Variation Aware Assembly Systems for Aircraft Wings

Abstract

Aircraft manufacturers desire to increase production to keep up with anticipated demand. To achieve this, the aerospace industry requires a significant increase in the manufacturing and assembly performance to reach required output levels. This work therefore introduces the Variation Aware Assembly (VAA) concept and identifies its suitability for implementation into aircraft wing assembly processes. The VAA system concept focuses on achieving assemblies towards the nominal dimensions, as opposed to traditional tooling methods that aim to achieve assemblies anywhere within the tolerance band. It enables control of the variation found in Key Characteristics (KC) that will allow for an increase in the assembly quality and product performance. The concept consists of utilizing metrology data from sources both before and during the assembly process, to precisely position parts using motion controllers.
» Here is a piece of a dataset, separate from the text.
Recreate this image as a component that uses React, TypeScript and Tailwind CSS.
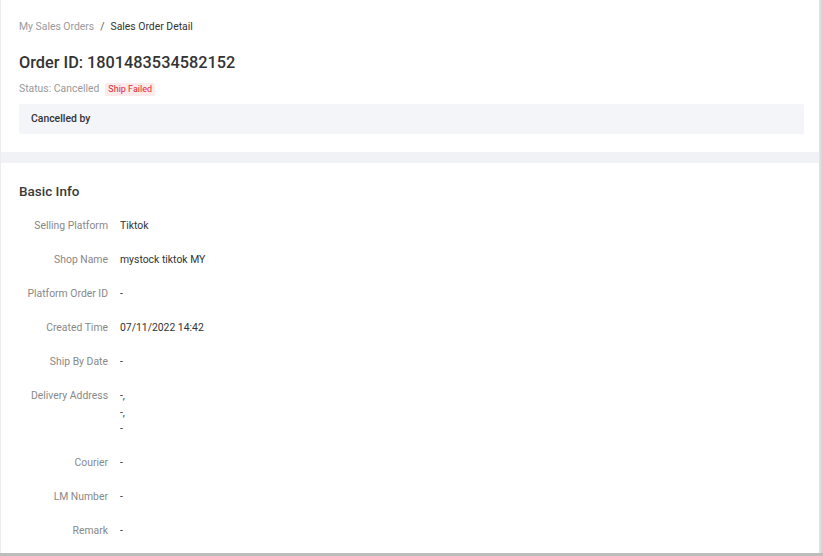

In this way the assembly fastening operations can be performed optimally and account for manufacturing induced dimensional variations that reduce cycle times in aircraft wing assembly processes. By alleviating the dimensional variation caused by the upstream manufacturing processes and the inaccuracies in the tooling we will achieve a significant increase in the capability of aircraft wing assembly. To analyze the effectiveness of the VAA system a rib insertion process, occurring in a typical aircraft wing assembly, was replicated on a demonstrator test rig. Industrial grade motion controllers and metrology equipment ware utilized to allow for comparison to current industry practices. The experimental case study is described and initial process data shows promise for future implementation on a full scale assembly system.